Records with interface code
'''

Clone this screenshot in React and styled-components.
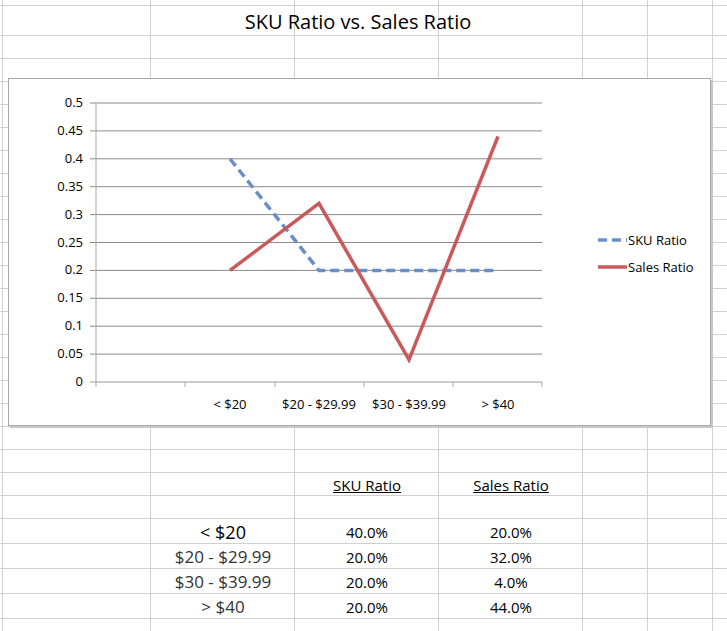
import React from "react";
import styled, { createGlobalStyle } from "styled-components";

const GlobalStyle = createGlobalStyle`
  body { margin: 0; background: #fff; font-family: "Open Sans", "Liberation Sans", sans-serif; color: #000; }
`;

const cols = [3, 148, 144, 144, 144, 65, 65, 20];
const rows = [6, 30, ...Array(17).fill(23), 23, 23, 23, 23, 25, 25, 25, 25, 25];

const Sheet = styled.div`
  position: relative;
  width: 727px;
  height: 631px;
  overflow: hidden;
  display: grid;
  grid-template-columns: ${cols.map((c) => c + "px").join(" ")};
  grid-template-rows: ${rows.map((r) => r + "px").join(" ")};
`;

const Cell = styled.div`
  border-right: 1px solid #d0d0d0;
  border-bottom: 1px solid #d0d0d0;
  box-sizing: border-box;
`;

const TextCell = styled.div`
  grid-column: ${(p) => p.$col};
  grid-row: ${(p) => p.$row};
  z-index: 1;
  display: flex;
  align-items: center;
  justify-content: center;
  font-size: ${(p) => p.$size || 15}px;
  text-decoration: ${(p) => (p.$u ? "underline" : "none")};
  padding-right: ${(p) => p.$pr || 0}px;
  white-space: nowrap;
`;

const ChartBox = styled.div`
  position: absolute;
  left: 8px;
  top: 78px;
  width: 701px;
  height: 346px;
  background: #fff;
  border: 1px solid #a8a8a8;
  box-shadow: 2px 2px 0 #c8c8c8;
  z-index: 2;
`;

const ox = 8, oy = 78;
const y0 = 381 - oy, yTop = 102 - oy;
const yv = (v) => y0 - (v / 0.5) * (y0 - yTop);
const xs = [229, 318, 408, 497].map((x) => x - ox);
const sku = [0.4, 0.2, 0.2, 0.2];
const sales = [0.2, 0.32, 0.04, 0.44];
const ticks = Array.from({ length: 11 }, (_, i) => i * 0.05);
const cats = ["< $20", "$20 - $29.99", "$30 - $39.99", "> $40"];

const Chart = () => (
  <ChartBox>
    <svg width="701" height="346" style={{ fontFamily: "'Open Sans', 'Liberation Sans', sans-serif" }}>
      {ticks.map((t, i) => (
        <g key={i}>
          <line x1={81} x2={533} y1={yv(t)} y2={yv(t)} stroke={i === 0 ? "#999" : "#8a8a8a"} strokeWidth="1" />
          <text x={74} y={yv(t) + 4} fontSize="13" textAnchor="end">
            {Number(t.toFixed(2)).toString()}
          </text>
        </g>
      ))}
      <line x1={87} x2={87} y1={yTop} y2={y0} stroke="#aaa" />
      {[87, 176, 266, 355, 444, 533].map((x) => (
        <line key={x} x1={x} x2={x} y1={y0} y2={y0 + 5} stroke="#aaa" />
      ))}
      {cats.map((c, i) => (
        <text key={c} x={xs[i]} y={y0 + 27} fontSize="13" textAnchor="middle">{c}</text>
      ))}
      <polyline points={xs.map((x, i) => `${x},${yv(sku[i])}`).join(" ")} fill="none" stroke="#6a8fc8" strokeWidth="3.5" strokeDasharray="9 5" />
      <polyline points={xs.map((x, i) => `${x},${yv(sales[i])}`).join(" ")} fill="none" stroke="#c85a5a" strokeWidth="3.5" strokeLinejoin="miter" />
      <line x1={589} x2={618} y1={161} y2={161} stroke="#6a8fc8" strokeWidth="3.5" strokeDasharray="9 5" />
      <text x={619} y={166} fontSize="13">SKU Ratio</text>
      <line x1={589} x2={618} y1={188} y2={188} stroke="#c85a5a" strokeWidth="3.5" />
      <text x={619} y={193} fontSize="13">Sales Ratio</text>
    </svg>
  </ChartBox>
);

const data = [
  ["< $20", "40.0%", "20.0%"],
  ["$20 - $29.99", "20.0%", "32.0%"],
  ["$30 - $39.99", "20.0%", "4.0%"],
  ["> $40", "20.0%", "44.0%"],
];

export default function App() {
  const cells = [];
  rows.forEach((_, r) => cols.forEach((_, c) => cells.push(<Cell key={`${r}-${c}`} style={{ gridRow: r + 1, gridColumn: c + 1 }} />)));
  return (
    <>
      <GlobalStyle />
      <Sheet>
        {cells}
        <TextCell $col="3 / 6" $row="2" $size={20} $pr={18}>SKU Ratio vs. Sales Ratio</TextCell>
        <TextCell $col="4" $row="22" $size={15} $u>SKU Ratio</TextCell>
        <TextCell $col="5" $row="22" $size={15} $u>Sales Ratio</TextCell>
        {data.map((d, i) => (
          <React.Fragment key={d[0]}>
            <TextCell $col="3" $row={24 + i} $size={i === 0 ? 18 : 17} style={{ color: i === 0 ? "#000" : "#333" }}>{d[0]}</TextCell>
            <TextCell $col="4" $row={24 + i} $size={15}>{d[1]}</TextCell>
            <TextCell $col="5" $row={24 + i} $size={15}>{d[2]}</TextCell>
          </React.Fragment>
        ))}
        <Chart />
      </Sheet>
    </>
  );
}
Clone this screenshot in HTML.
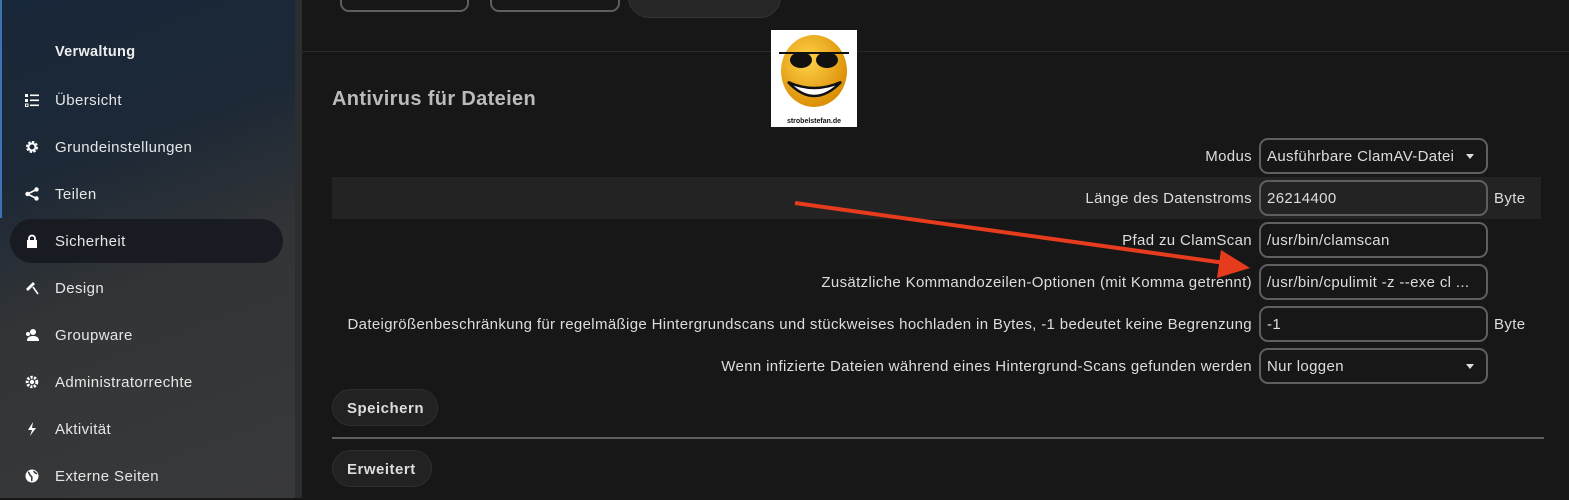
<!DOCTYPE html><html><head><meta charset="utf-8"><style>
*{box-sizing:border-box;margin:0;padding:0}
body{width:1569px;height:498px;overflow:hidden;background:#171717;font-family:"Liberation Sans",sans-serif;position:relative;color:#ddd}
#sb{position:absolute;left:0;top:0;width:295px;height:498px;background:linear-gradient(160deg,#19273a 0%,#1c2836 30%,#323436 55%,#38393b 100%)}
#sb:before{content:"";position:absolute;left:0;top:0;width:2px;height:218px;background:#3b73b5}
#strip{position:absolute;left:295px;top:0;width:7px;height:498px;background:#2c2d2f}
.h{position:absolute;left:55px;top:44px;font-size:14.5px;font-weight:bold;color:#eee;letter-spacing:.3px}
.it{position:absolute;left:10px;width:273px;height:44px;border-radius:22px;font-size:15px;letter-spacing:.4px;color:#e6e6e6;padding-left:45px;line-height:46px}
.it.a{background:#181c22}
.ic{position:absolute;left:15px;top:15px;width:14px;height:14px}
.in{position:absolute;border:2px solid #5f5f5f;border-radius:9px;height:36px;font-size:15px;letter-spacing:.35px;line-height:34px;padding-left:6px;color:#ddd}
.lab{position:absolute;right:317px;font-size:15px;letter-spacing:.35px;color:#ddd;text-align:right;white-space:nowrap}
.car{position:absolute;right:12px;top:14px;border:4px solid transparent;border-top:5px solid #ddd}
.btn{position:absolute;left:332px;height:37px;border-radius:19px;background:#222;border:1px solid #2e2e2e;font-weight:bold;font-size:15px;letter-spacing:.5px;color:#ddd;line-height:38px;padding:0 14px}
.byte{position:absolute;left:1494px;font-size:15px;letter-spacing:.35px}
</style></head><body>
<div id="sb">
<div class="h">Verwaltung</div>
<div class="it" style="top:78px"><svg class="ic" viewBox="0 0 14 14" fill="#fff"><rect x="0" y="1" width="3" height="3"/><rect x="0" y="6" width="3" height="3"/><rect x="0.5" y="11" width="2.5" height="2.5" fill="none" stroke="#fff" stroke-width="1"/><rect x="5" y="1.5" width="9" height="1.6"/><rect x="5" y="6.5" width="9" height="1.6"/><rect x="5" y="11.5" width="9" height="1.6"/></svg>Übersicht</div>
<div class="it" style="top:125px"><svg class="ic" viewBox="0 0 14 14"><circle cx="7" cy="7" r="4.5" fill="none" stroke="#fff" stroke-width="3" stroke-dasharray="2.2 1.3"/><circle cx="7" cy="7" r="3.5" fill="none" stroke="#fff" stroke-width="2"/></svg>Grundeinstellungen</div>
<div class="it" style="top:172px"><svg class="ic" viewBox="0 0 14 14" fill="#fff"><circle cx="11.5" cy="2.5" r="2.2"/><circle cx="2.5" cy="7" r="2.2"/><circle cx="11.5" cy="11.5" r="2.2"/><path d="M11.5 2.5L2.5 7L11.5 11.5" stroke="#fff" stroke-width="1.6" fill="none"/></svg>Teilen</div>
<div class="it a" style="top:219px"><svg class="ic" viewBox="0 0 14 14"><path d="M4 6V4.5a3 3 0 016 0V6" stroke="#fff" stroke-width="1.8" fill="none"/><rect x="2" y="6" width="10" height="8" fill="#fff"/></svg>Sicherheit</div>
<div class="it" style="top:266px"><svg class="ic" viewBox="0 0 14 14"><path d="M1 8L8 1L10 3L3 10Z" fill="#fff"/><path d="M8 6L13 13" stroke="#fff" stroke-width="1.6"/></svg>Design</div>
<div class="it" style="top:313px"><svg class="ic" viewBox="0 0 14 14" fill="#fff"><circle cx="8" cy="4" r="3"/><path d="M2 13c0-4 3-5 6-5s6 1 6 5z"/><circle cx="3" cy="6" r="2"/></svg>Groupware</div>
<div class="it" style="top:360px"><svg class="ic" viewBox="0 0 14 14"><circle cx="7" cy="7" r="4.8" fill="none" stroke="#fff" stroke-width="3" stroke-dasharray="2.2 1.3"/><circle cx="7" cy="7" r="2.2" fill="#fff"/></svg>Administratorrechte</div>
<div class="it" style="top:407px"><svg class="ic" viewBox="0 0 14 14"><path d="M8 0L3 8H7L5 14L11 6H7Z" fill="#fff"/></svg>Aktivität</div>
<div class="it" style="top:454px"><svg class="ic" viewBox="0 0 14 14"><circle cx="7" cy="7" r="6.5" fill="#fff"/><path d="M3 3c2 1 1 3 3 4s0 3 1 5M9 2c0 2 2 2 3 3" stroke="#333" stroke-width="1.5" fill="none"/></svg>Externe Seiten</div>
</div>
<div id="strip"></div>
<div class="in" style="left:340px;top:-24px;width:129px"></div>
<div class="in" style="left:490px;top:-24px;width:130px"></div>
<div style="position:absolute;left:628px;top:-24px;width:153px;height:42px;border-radius:21px;background:#262626;border:1px solid #333"></div>
<div style="position:absolute;left:302px;top:51px;width:1267px;height:1px;background:#2a2a2a"></div>
<div style="position:absolute;left:771px;top:30px;width:86px;height:97px;background:#fff">
<svg width="86" height="80" viewBox="0 0 86 80"><defs><radialGradient id="g" cx=".4" cy=".35" r=".7"><stop offset="0" stop-color="#ffd24a"/><stop offset="1" stop-color="#d98a00"/></radialGradient></defs><ellipse cx="43" cy="41" rx="33" ry="36" fill="url(#g)"/><path d="M8 23H78" stroke="#111" stroke-width="2"/><ellipse cx="30" cy="30" rx="11" ry="8" fill="#111"/><ellipse cx="56" cy="30" rx="11" ry="8" fill="#111"/><path d="M17 52Q43 80 70 52Q43 64 17 52Z" fill="#fff" stroke="#111" stroke-width="2.5"/></svg>
<div style="font-size:7px;color:#111;text-align:center;font-weight:bold;margin-top:3px">strobelstefan.de</div></div>
<div style="position:absolute;left:332px;top:88px;font-size:20px;letter-spacing:.35px;font-weight:bold;color:#bbb">Antivirus für Dateien</div>
<div style="position:absolute;left:332px;top:177px;width:1209px;height:42px;background:#232323"></div>
<div class="lab" style="top:148px">Modus</div>
<div class="in" style="left:1259px;top:138px;width:229px">Ausführbare ClamAV-Datei<span class="car"></span></div>
<div class="lab" style="top:190px">Länge des Datenstroms</div>
<div class="in" style="left:1259px;top:180px;width:229px">26214400</div><div class="byte" style="top:190px">Byte</div>
<div class="lab" style="top:232px">Pfad zu ClamScan</div>
<div class="in" style="left:1259px;top:222px;width:229px">/usr/bin/clamscan</div>
<div class="lab" style="top:274px">Zusätzliche Kommandozeilen-Optionen (mit Komma getrennt)</div>
<div class="in" style="left:1259px;top:264px;width:229px">/usr/bin/cpulimit -z --exe cl ...</div>
<div class="lab" style="top:316px">Dateigrößenbeschränkung für regelmäßige Hintergrundscans und stückweises hochladen in Bytes, -1 bedeutet keine Begrenzung</div>
<div class="in" style="left:1259px;top:306px;width:229px">-1</div><div class="byte" style="top:316px">Byte</div>
<div class="lab" style="top:358px">Wenn infizierte Dateien während eines Hintergrund-Scans gefunden werden</div>
<div class="in" style="left:1259px;top:348px;width:229px">Nur loggen<span class="car"></span></div>
<svg style="position:absolute;left:0;top:0" width="1569" height="498"><line x1="795" y1="203" x2="1225" y2="263" stroke="#e63b1c" stroke-width="4"/><path d="M1250 268L1221 250L1217 278Z" fill="#e63b1c"/></svg>
<div class="btn" style="top:389px;width:106px">Speichern</div>
<div style="position:absolute;left:332px;top:437px;width:1212px;height:2px;background:#5e5e5e"></div>
<div class="btn" style="top:450px;width:100px">Erweitert</div>
</body></html>
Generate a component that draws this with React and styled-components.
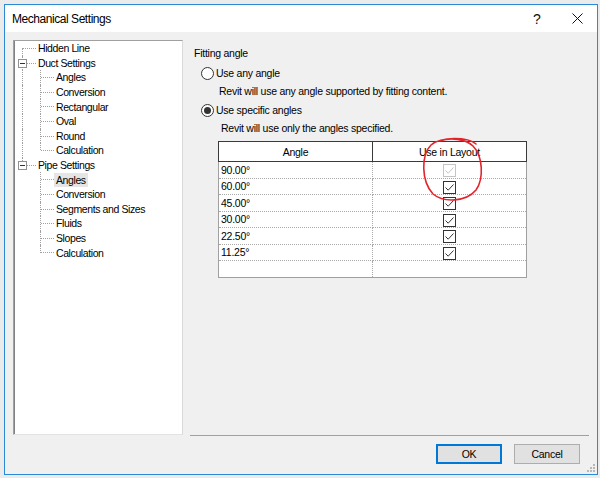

'''

Prompt
Only the lines from the start of the records through the line containing "25, 25, 25];" should be repeated, word for word, with the pictures left out.

Result of this exercise
Clone this screenshot in React and styled-components.
import React from "react";
import styled, { createGlobalStyle } from "styled-components";

const GlobalStyle = createGlobalStyle`
  body { margin: 0; background: #fff; font-family: "Open Sans", "Liberation Sans", sans-serif; color: #000; }
`;

const cols = [3, 148, 144, 144, 144, 65, 65, 20];
const rows = [6, 30, ...Array(17).fill(23), 23, 23, 23, 23, 25, 25, 25, 25, 25];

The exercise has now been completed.